The principles of interchangeable parts, sequential assembly, and rigorous quality control that were refined in the production of Gatling guns proved essential during World War I, when armies demanded millions of rifles, machine guns, and artillery pieces. The same ideas later scaled to the production of aircraft, trucks, and electronics. Every modern assembly line, from automotive plants to consumer electronics factories, traces its lineage back to the mid-19th-century armories where precision manufacturing was first reduced to a reliable, repeatable system.

Conclusion

The mass production of the Gatling gun was not an accident of history. It resulted from deliberate, incremental advances in manufacturing systems, machine tools, materials science, and factory management. Interchangeable parts eliminated the bottleneck of hand-fitting. Precision turret lathes and milling machines allowed unskilled labor to produce identical components at high speed. Stronger steel alloys and controlled heat treatment made guns more durable under sustained fire. Early assembly-line principles enabled factories to achieve rates of production that earlier gunsmiths could not imagine.

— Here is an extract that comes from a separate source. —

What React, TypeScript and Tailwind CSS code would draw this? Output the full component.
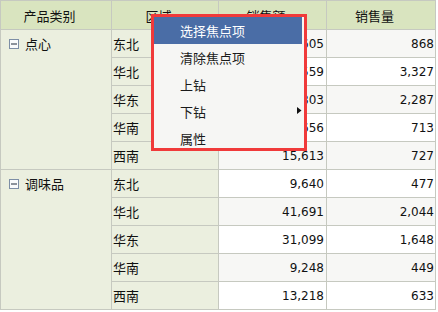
type Row = { region: string; amount: string; qty: string };

const groups: { name: string; rows: Row[] }[] = [
  {
    name: "点心",
    rows: [
      { region: "东北", amount: "14,605", qty: "868" },
      { region: "华北", amount: "16,559", qty: "3,327" },
      { region: "华东", amount: "12,803", qty: "2,287" },
      { region: "华南", amount: "11,656", qty: "713" },
      { region: "西南", amount: "15,613", qty: "727" },
    ],
  },
  {
    name: "调味品",
    rows: [
      { region: "东北", amount: "9,640", qty: "477" },
      { region: "华北", amount: "41,691", qty: "2,044" },
      { region: "华东", amount: "31,099", qty: "1,648" },
      { region: "华南", amount: "9,248", qty: "449" },
      { region: "西南", amount: "13,218", qty: "633" },
    ],
  },
];

const menuItems = ["选择焦点项", "清除焦点项", "上钻", "下钻", "属性"];

function MinusBox() {
  return (
    <svg width="10" height="10" viewBox="0 0 10 10" className="shrink-0">
      <rect x="0.5" y="0.5" width="9" height="9" fill="#fafbfc" stroke="#7d8ea6" />
      <line x1="2" y1="5" x2="8" y2="5" stroke="#1f2a3a" strokeWidth="1" />
    </svg>
  );
}

export default function App() {
  const cjk = "font-['Noto_Sans_CJK_SC',sans-serif]";
  const num = "font-['DejaVu_Sans',sans-serif] text-[12px]";

  return (
    <div className={`relative w-[438px] h-[312px] bg-white text-[13px] text-[#111] ${cjk}`}>
      <table className="table-fixed border-collapse w-[435px]">
        <colgroup>
          <col className="w-[111px]" />
          <col className="w-[107px]" />
          <col className="w-[108px]" />
          <col className="w-[109px]" />
        </colgroup>
        <thead>
          <tr className="h-[29px] bg-[#d9e4bf]">
            {["产品类别", "区域", "销售额", "销售量"].map((h) => (
              <th
                key={h}
                className="border border-[#c6c9c0] font-normal text-center pr-[13px] p-0 leading-none"
              >
                {h}
              </th>
            ))}
          </tr>
        </thead>
        <tbody>
          {groups.map((g, gi) =>
            g.rows.map((r, i) => {
              const shade = (gi * 5 + i) % 2 === 0 ? "bg-[#f7f7f5]" : "bg-white";
              return (
                <tr key={g.name + r.region} className="h-[28px]">
                  {i === 0 && (
                    <td
                      rowSpan={5}
                      className="border border-[#c6c9c0] bg-[#ebefdf] align-top p-0"
                    >
                      <div className="flex items-center gap-[6px] pl-[8px] pt-[7px] leading-none">
                        <MinusBox />
                        <span>{g.name}</span>
                      </div>
                    </td>
                  )}
                  <td className="border border-[#c6c9c0] bg-[#ebefdf] pl-[1px] p-0 leading-none">
                    {r.region}
                  </td>
                  <td className={`border border-[#c6c9c0] ${shade} text-right pr-[2px] p-0 ${num}`}>
                    {r.amount}
                  </td>
                  <td className={`border border-[#c6c9c0] ${shade} text-right pr-[1px] p-0 ${num}`}>
                    {r.qty}
                  </td>
                </tr>
              );
            })
          )}
        </tbody>
      </table>

      {/* context menu over the grid */}
      <div className="absolute left-[151px] top-[14px] w-[156px] h-[137px] border-[3px] border-[#f03a3a] bg-[#f6f6f4] overflow-hidden">
        {menuItems.map((m, i) => (
          <div
            key={m}
            className={`relative flex items-center h-[27px] pl-[26px] leading-none ${
              i === 0 ? "bg-[#4a6da6] text-white mr-[2px]" : "text-[#1a1a1a]"
            }`}
          >
            {m}
            {m === "下钻" && (
              <svg
                width="5"
                height="7"
                viewBox="0 0 5 7"
                className="absolute right-[2px] top-[9px]"
              >
                <path d="M0 0 L4.5 3.5 L0 7 Z" fill="#111" />
              </svg>
            )}
          </div>
        ))}
      </div>
    </div>
  );
}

These innovations collectively turned a promising but exotic invention into a weapon that could be delivered in hundreds to armies around the world. More important, they forged the foundations of modern mass production, proving that the methods used to build firearms could as easily build engines, bicycles, and automobiles. The story of the Gatling gun's manufacture is a reminder that invention alone is not enough; the ability to produce a design at scale is what transforms a clever idea into a force that shapes history.